A brain written in Rust would form only tree-like interconnections, not arbitrary graphs, and would quickly be outcompeted by other organisms relying on GC.
This is almost certainly the wrong metaphor, since there aren't really any instances of animals that are always awake, which seems like an obvious competitive advantage.
A better metaphor is probably that the brain is normally run like a heavily overclocked CPU & with insufficient cooling, so it needs to be turned off frequently to cool down.
So "getting rid of the pause" wouldn't result in getting back time but in melting down the chip.
> This is almost certainly the wrong metaphor, since there aren't really any instances of animals that are always awake, which seems like an obvious competitive advantage.
Except that there are. For example dolphins and other sea based mammals who cannot breath underwater. They do so via sleeping half their brain then flipping over and sleeping the other half. This prevents them from drowning.
Going back to the computer analogy, I always thought it sleep more like a disk defrag rather than GC pause. However as other commenters have pointed out, the brain is so different to any computer we've built that any comparison to a computer methodology would quickly fall apart under even the slightest bit of scrutiny.
There are some animals that don't do anything like a human definition of sleep. Some sharks, for example, who have to keep moving all the time.
Probably any computer-based metaphor we come up with for sleep is going to be crap because brains are not similar to computers, and it is unclear how they work. We don't even know exactly why sleep is necessary.
> which seems like an obvious competitive advantage
I wonder if might be sort of the opposite. A lot of animals have natural downtime built into their schedules. Some animals are active only in the day because they need light to do whatever. Other animals are active only at night so they can avoid predators.
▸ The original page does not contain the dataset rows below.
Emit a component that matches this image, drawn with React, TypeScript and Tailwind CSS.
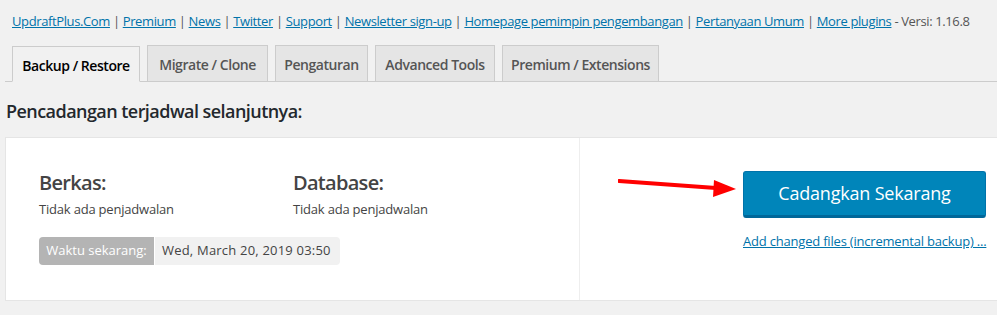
const FONT = "font-['Segoe_UI','Open_Sans',sans-serif]";

const LINKS = [
  'UpdraftPlus.Com',
  'Premium',
  'News',
  'Twitter',
  'Support',
  'Newsletter sign-up',
  'Homepage pemimpin pengembangan',
  'Pertanyaan Umum',
  'More plugins',
];

const TABS = [
  { name: 'Backup / Restore', w: 'w-[128px]', active: true },
  { name: 'Migrate / Clone', w: 'w-[121px]' },
  { name: 'Pengaturan', w: 'w-[93px]' },
  { name: 'Advanced Tools', w: 'w-[120px]' },
  { name: 'Premium / Extensions', w: 'w-[157px]' },
];

function Arrow() {
  return (
    <svg className="absolute left-[38px] top-[41px]" width="120" height="20" viewBox="0 0 120 20">
      <line x1="1" y1="2" x2="98" y2="9" stroke="#ff0000" strokeWidth="4" strokeLinecap="round" />
      <polygon points="96,1 118,10 95,18" fill="#ff0000" />
    </svg>
  );
}

export default function App() {
  return (
    <div className={`w-[997px] h-[315px] overflow-hidden bg-[#f1f1f1] text-[#444] ${FONT}`}>
      {/* plugin links */}
      <div className="pl-[12px] pt-[12px] h-[46px] text-[13px] leading-[18px] tracking-[-0.38px] whitespace-nowrap">
        {LINKS.map((l, i) => (
          <span key={l}>
            {i > 0 && <span className="text-[#555]"> | </span>}
            <a href="#" className="text-[#0073aa] underline">{l}</a>
          </span>
        ))}
        <span className="text-[#555]"> - Versi: 1.16.8</span>
      </div>

      {/* tabs */}
      <div className="ml-[5px] flex items-end gap-[7px] pl-[7px] border-b border-[#ccc] h-[36px]">
        {TABS.map((t) => (
          <div
            key={t.name}
            className={`${t.w} h-[36px] flex items-center justify-center border border-[#ccc] text-[14px] font-semibold tracking-[-0.45px] ${
              t.active ? 'bg-[#f1f1f1] text-black border-b-[#f1f1f1] -mb-px pt-[2px]' : 'bg-[#e5e5e5] text-[#555] border-b-0 h-[35px] pt-[2px]'
            }`}
          >
            {t.name}
          </div>
        ))}
      </div>

      <h2 className="pl-[6px] mt-[17px] text-[18px] leading-[24px] font-semibold tracking-[-0.55px] text-[#23282d]">
        Pencadangan terjadwal selanjutnya:
      </h2>

      {/* schedule card */}
      <div className="ml-[5px] mt-[14px] h-[164px] flex bg-white border border-r-0 border-[#e5e5e5]">
        <div className="w-[574px] pl-[33px] pt-[31px] border-r border-[#eee]">
          <div className="flex">
            <div className="w-[254px]">
              <h3 className="text-[20px] leading-[28px] font-semibold tracking-[-0.7px] text-[#444]">Berkas:</h3>
              <p className="mt-[3px] text-[13px] leading-[18px] tracking-[-0.2px]">Tidak ada penjadwalan</p>
            </div>
            <div>
              <h3 className="text-[20px] leading-[28px] font-semibold tracking-[-0.7px] text-[#444]">Database:</h3>
              <p className="mt-[3px] text-[13px] leading-[18px] tracking-[-0.2px]">Tidak ada penjadwalan</p>
            </div>
          </div>
          <div className="mt-[19px] flex h-[28px] w-[301px] text-[13px] rounded-[4px] overflow-hidden">
            <span className="w-[115px] bg-[#b4b4b4] text-white flex items-center justify-center">Waktu sekarang:</span>
            <span className="ml-px flex-1 bg-[#f1f1f1] text-[#444] flex items-center pl-[7px] tracking-[0.2px]">
              Wed, March 20, 2019 03:50
            </span>
          </div>
        </div>
        <div className="relative flex-1 pl-[163px] pt-[33px]">
          <Arrow />
          <button className="w-[243px] h-[47px] bg-[#0085ba] border border-[#0073aa] border-b-[3px] border-b-[#006799] rounded-[3px] text-white text-[18px] tracking-[-0.2px]">
            Cadangkan Sekarang
          </button>
          <div className="mt-[14px] w-[243px] text-[13px] leading-[18px] tracking-[-0.2px] whitespace-nowrap">
            <a href="#" className="text-[#0073aa] underline">Add changed files (incremental backup) ...</a>
          </div>
        </div>
      </div>
    </div>
  );
}
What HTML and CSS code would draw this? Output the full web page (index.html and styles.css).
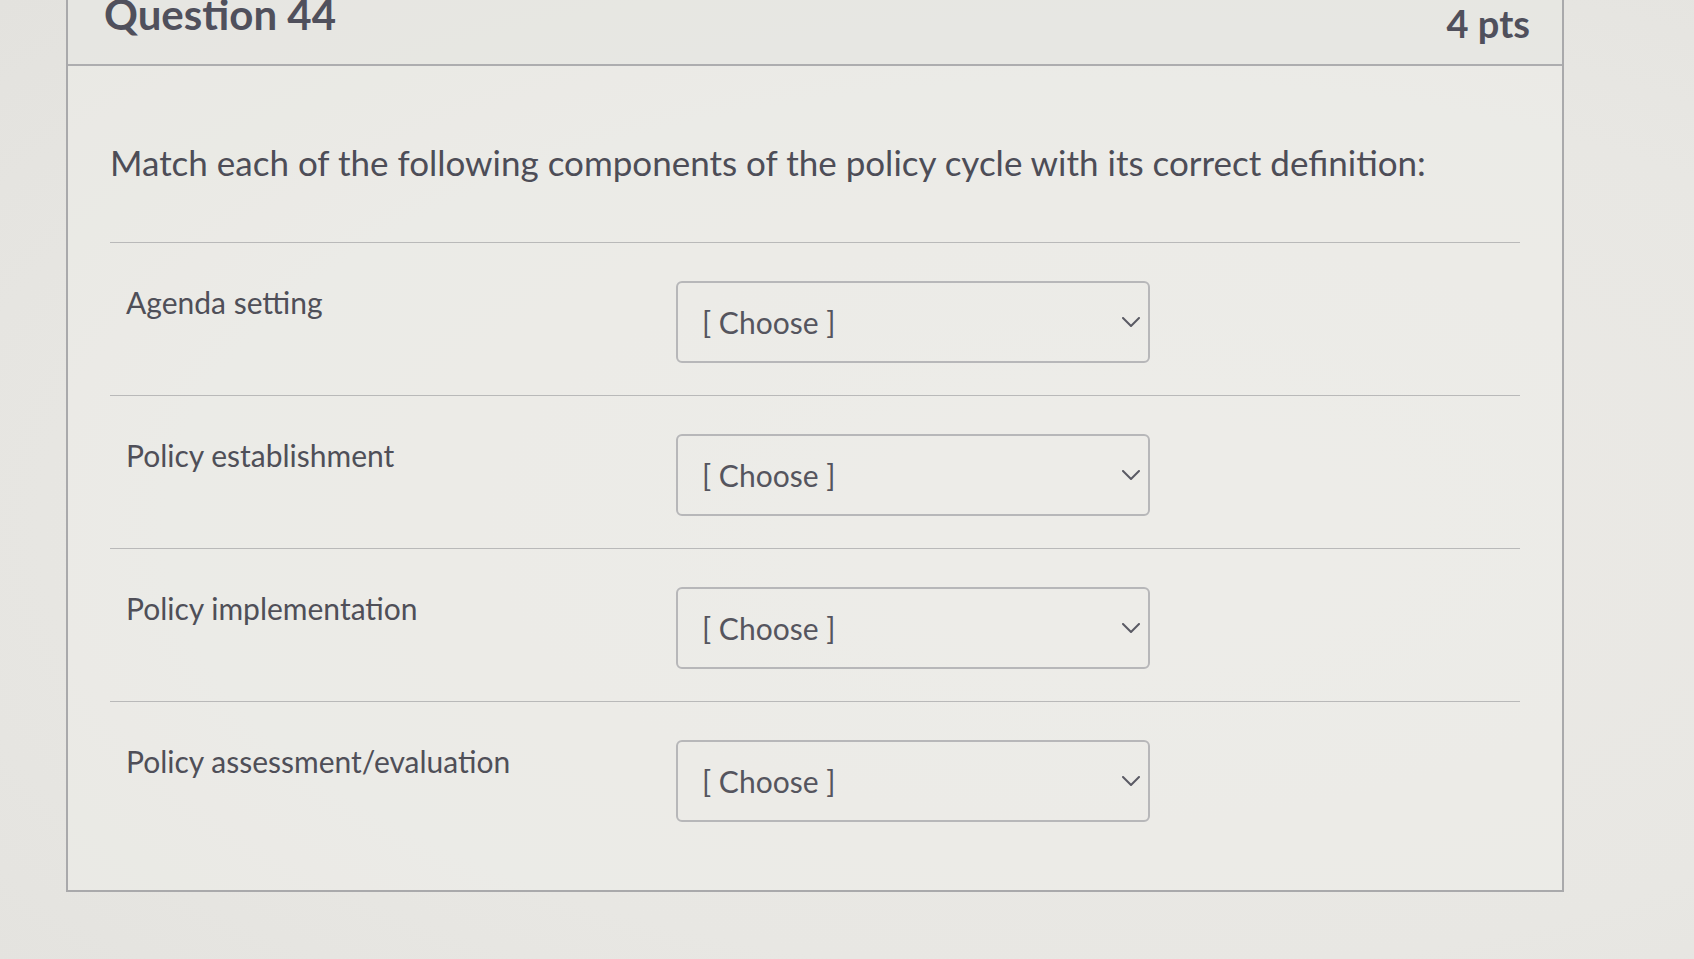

Being active all the time is not necessarily better. Idleness may seem like something you want to avoid (if you think in terms of the modern mindset of maximizing productivity), but activity requires energy. Which means it requires food, which is limited.
So you really would only want the amount of activity that actually helps you survive. Anything else should be eliminated because all activity has a cost.
Also, a bit of a tangent: when it comes to movement, rest is important. Endurance comes from the muscles. Muscles store energy inside themselves (in the form of glycogen), and they recharge slowly, on the order of hours. So we are a bit like an electric car that can run for a while but then needs to sit on a charger for a long time. Anyway, the point is that periods of rest help us keep our muscular charge topped up to 100%, and I'd bet there are situations where having your full endurance available is advantageous.
I suppose bodies could be built for faster muscle recharging, but that might make for a body that is more complicated or demands more resources to maintain. I'm not a biologist, but if I understand correctly, muscles draw energy from the bloodstream, and that energy can be supplied by the digestive system or by the liver converting fat. It's unlikely the digestive system could supply lots of energy fast, so you'd need a higher-throughput liver, which seems like a burden. It also might make it tricky to regulate blood sugar with things producing and consuming it at a high rate.
Point is, there might be advantages to a system where energy is staged near the final point of use in the muscles and can't be recharged all that quickly.
Some bird species too (Albatross, Penguins). I sometimes think that meditation could be a state of mind like this: parts of the brain awoke, parts of it asleep. With the caveat that meditation isn't really very restful, but demanding on its own.